*GIVEN REQUEST:* Find each line holding the word "components" and give the number of such lines, nothing else.
----- DATA IN THIS EXERCISE -----
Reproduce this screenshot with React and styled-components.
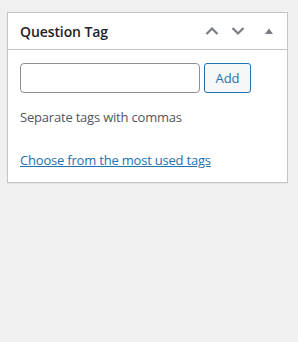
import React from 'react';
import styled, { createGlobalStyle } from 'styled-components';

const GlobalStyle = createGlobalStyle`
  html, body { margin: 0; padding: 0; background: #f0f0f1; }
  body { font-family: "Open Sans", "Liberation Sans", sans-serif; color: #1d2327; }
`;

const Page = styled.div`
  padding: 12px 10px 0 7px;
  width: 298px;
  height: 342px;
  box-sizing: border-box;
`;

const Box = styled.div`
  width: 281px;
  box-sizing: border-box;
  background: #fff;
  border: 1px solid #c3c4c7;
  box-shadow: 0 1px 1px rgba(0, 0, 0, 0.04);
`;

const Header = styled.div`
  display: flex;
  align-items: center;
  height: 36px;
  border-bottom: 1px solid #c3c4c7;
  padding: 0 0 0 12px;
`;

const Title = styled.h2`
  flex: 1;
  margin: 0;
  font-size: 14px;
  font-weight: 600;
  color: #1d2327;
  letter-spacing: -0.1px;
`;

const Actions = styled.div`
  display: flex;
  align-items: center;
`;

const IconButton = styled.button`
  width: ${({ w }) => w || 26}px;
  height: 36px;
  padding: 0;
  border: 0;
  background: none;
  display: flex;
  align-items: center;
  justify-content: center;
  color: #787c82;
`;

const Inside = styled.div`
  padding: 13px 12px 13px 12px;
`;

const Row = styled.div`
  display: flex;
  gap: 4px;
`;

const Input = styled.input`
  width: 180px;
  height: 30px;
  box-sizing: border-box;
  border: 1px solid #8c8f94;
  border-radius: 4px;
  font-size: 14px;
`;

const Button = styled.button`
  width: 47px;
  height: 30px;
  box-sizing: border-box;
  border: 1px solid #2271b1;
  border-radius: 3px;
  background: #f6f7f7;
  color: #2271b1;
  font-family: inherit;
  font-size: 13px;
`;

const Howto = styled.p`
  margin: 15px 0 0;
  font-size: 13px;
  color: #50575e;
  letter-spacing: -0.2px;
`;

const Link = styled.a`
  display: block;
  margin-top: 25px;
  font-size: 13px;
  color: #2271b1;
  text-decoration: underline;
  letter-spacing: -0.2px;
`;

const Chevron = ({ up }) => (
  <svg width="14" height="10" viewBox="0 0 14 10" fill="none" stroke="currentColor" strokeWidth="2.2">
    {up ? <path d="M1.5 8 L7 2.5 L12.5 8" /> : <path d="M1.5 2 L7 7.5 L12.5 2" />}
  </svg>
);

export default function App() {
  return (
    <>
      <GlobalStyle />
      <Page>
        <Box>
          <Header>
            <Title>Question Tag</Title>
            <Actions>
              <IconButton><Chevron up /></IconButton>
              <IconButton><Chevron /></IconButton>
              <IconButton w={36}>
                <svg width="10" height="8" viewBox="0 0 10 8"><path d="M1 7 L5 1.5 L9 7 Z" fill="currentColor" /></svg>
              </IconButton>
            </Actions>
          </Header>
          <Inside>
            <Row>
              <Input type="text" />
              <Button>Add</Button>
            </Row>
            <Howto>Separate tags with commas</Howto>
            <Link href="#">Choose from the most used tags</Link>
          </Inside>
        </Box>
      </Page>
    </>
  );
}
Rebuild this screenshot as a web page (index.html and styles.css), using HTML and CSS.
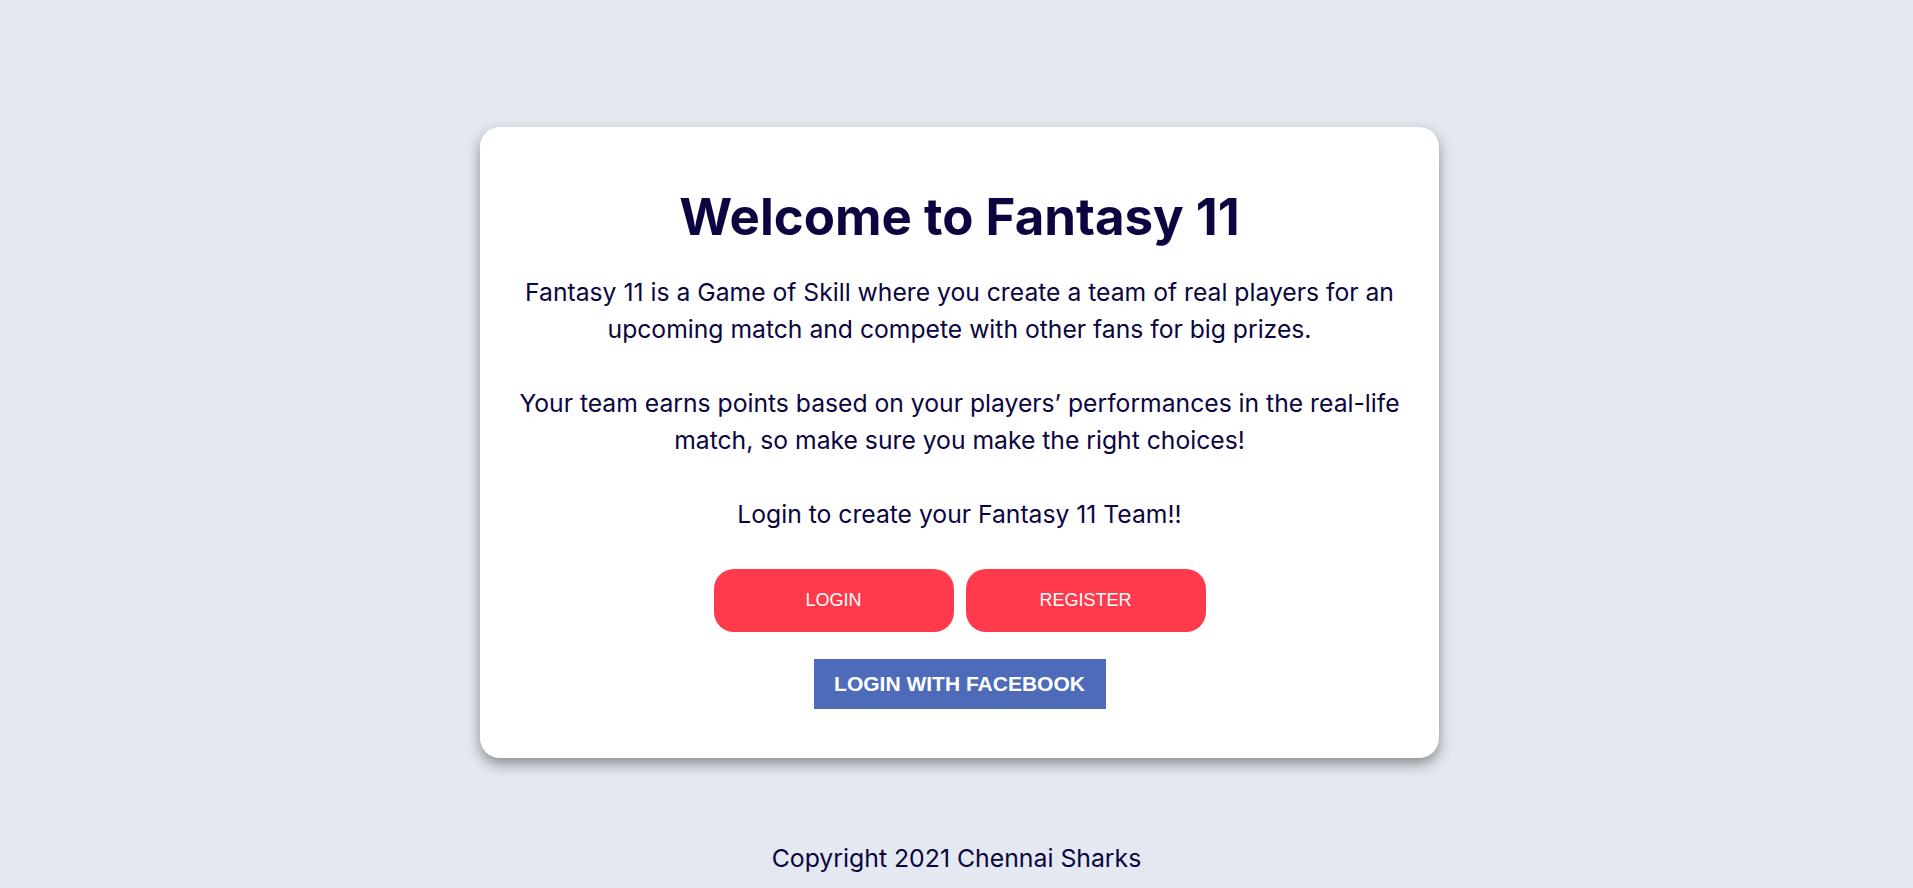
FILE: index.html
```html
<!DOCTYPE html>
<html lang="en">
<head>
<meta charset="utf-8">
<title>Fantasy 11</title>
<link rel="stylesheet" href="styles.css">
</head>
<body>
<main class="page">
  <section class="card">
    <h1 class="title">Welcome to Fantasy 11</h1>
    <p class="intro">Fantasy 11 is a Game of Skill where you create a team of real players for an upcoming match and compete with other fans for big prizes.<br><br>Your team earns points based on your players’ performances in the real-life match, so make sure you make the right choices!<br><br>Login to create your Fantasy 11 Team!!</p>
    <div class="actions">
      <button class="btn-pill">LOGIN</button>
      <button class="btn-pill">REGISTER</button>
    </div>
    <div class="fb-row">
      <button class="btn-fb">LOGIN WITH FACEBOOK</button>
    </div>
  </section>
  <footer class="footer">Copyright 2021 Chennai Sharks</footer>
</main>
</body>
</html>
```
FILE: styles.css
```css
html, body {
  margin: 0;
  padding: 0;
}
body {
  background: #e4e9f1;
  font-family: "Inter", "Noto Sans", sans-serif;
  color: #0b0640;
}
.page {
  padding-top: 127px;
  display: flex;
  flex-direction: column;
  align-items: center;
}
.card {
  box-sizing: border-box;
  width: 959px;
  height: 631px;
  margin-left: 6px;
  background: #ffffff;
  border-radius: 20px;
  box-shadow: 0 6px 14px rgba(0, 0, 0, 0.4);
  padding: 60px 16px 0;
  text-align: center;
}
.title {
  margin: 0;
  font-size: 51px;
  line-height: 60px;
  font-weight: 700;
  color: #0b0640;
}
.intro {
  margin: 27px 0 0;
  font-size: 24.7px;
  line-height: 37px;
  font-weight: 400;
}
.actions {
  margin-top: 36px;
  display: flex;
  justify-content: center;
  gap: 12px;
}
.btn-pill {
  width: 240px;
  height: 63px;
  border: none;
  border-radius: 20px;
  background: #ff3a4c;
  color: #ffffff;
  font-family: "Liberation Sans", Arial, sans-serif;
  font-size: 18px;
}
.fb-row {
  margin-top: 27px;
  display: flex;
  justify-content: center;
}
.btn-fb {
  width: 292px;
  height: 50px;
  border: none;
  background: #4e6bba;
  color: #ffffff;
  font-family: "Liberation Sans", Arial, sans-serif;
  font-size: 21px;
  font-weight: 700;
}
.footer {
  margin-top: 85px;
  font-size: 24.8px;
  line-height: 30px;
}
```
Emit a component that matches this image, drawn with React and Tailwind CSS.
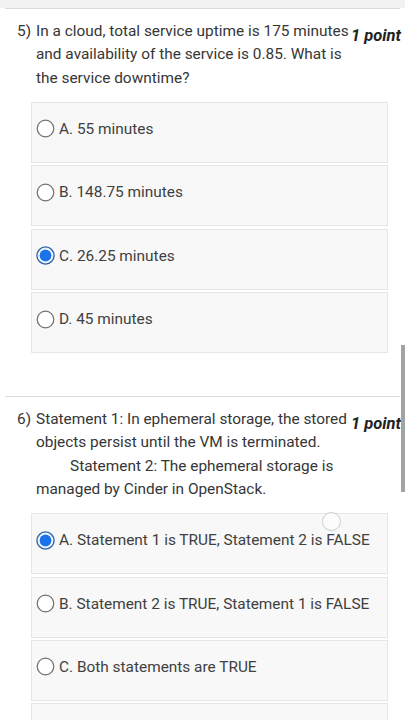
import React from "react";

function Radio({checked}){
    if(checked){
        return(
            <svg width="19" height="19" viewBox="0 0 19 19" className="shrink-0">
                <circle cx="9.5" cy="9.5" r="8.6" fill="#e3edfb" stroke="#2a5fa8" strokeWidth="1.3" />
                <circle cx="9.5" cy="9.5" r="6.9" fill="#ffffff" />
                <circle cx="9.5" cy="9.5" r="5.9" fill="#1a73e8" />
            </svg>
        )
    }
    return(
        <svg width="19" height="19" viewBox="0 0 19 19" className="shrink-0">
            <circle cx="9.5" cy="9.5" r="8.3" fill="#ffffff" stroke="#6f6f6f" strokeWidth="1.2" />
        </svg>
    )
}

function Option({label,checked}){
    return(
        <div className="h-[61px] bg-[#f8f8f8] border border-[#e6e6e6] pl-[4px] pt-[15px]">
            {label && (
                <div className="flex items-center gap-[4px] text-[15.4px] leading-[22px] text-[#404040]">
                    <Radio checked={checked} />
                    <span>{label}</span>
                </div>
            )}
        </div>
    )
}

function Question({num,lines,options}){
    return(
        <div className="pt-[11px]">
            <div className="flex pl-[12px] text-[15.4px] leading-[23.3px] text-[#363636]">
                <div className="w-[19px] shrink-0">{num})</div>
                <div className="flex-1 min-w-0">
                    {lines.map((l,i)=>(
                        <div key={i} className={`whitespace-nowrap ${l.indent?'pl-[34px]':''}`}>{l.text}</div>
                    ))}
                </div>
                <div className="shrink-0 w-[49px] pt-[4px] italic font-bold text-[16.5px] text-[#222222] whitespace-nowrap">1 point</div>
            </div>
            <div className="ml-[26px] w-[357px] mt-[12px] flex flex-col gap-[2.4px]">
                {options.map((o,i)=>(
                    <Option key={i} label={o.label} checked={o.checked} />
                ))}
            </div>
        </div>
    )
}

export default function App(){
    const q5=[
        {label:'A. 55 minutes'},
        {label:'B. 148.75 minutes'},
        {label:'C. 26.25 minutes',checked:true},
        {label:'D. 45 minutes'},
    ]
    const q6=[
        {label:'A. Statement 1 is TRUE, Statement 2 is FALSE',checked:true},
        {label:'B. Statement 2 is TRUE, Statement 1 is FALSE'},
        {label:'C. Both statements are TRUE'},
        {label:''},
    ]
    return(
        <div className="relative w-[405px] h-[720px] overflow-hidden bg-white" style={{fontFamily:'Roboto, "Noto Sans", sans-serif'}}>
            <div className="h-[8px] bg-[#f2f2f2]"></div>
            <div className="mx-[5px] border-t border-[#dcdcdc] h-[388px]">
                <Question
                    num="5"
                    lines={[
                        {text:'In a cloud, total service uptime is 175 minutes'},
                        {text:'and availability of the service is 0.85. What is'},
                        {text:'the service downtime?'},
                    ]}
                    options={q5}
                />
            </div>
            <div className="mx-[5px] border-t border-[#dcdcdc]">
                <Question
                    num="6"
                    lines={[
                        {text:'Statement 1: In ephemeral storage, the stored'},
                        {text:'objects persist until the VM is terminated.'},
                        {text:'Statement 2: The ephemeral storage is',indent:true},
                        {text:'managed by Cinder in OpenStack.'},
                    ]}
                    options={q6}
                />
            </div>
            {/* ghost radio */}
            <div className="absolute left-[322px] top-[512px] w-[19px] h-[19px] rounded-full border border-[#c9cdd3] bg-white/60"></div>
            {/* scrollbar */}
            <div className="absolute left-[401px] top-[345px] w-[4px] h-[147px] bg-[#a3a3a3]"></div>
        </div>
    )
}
-----
*TASK RESULT:* 2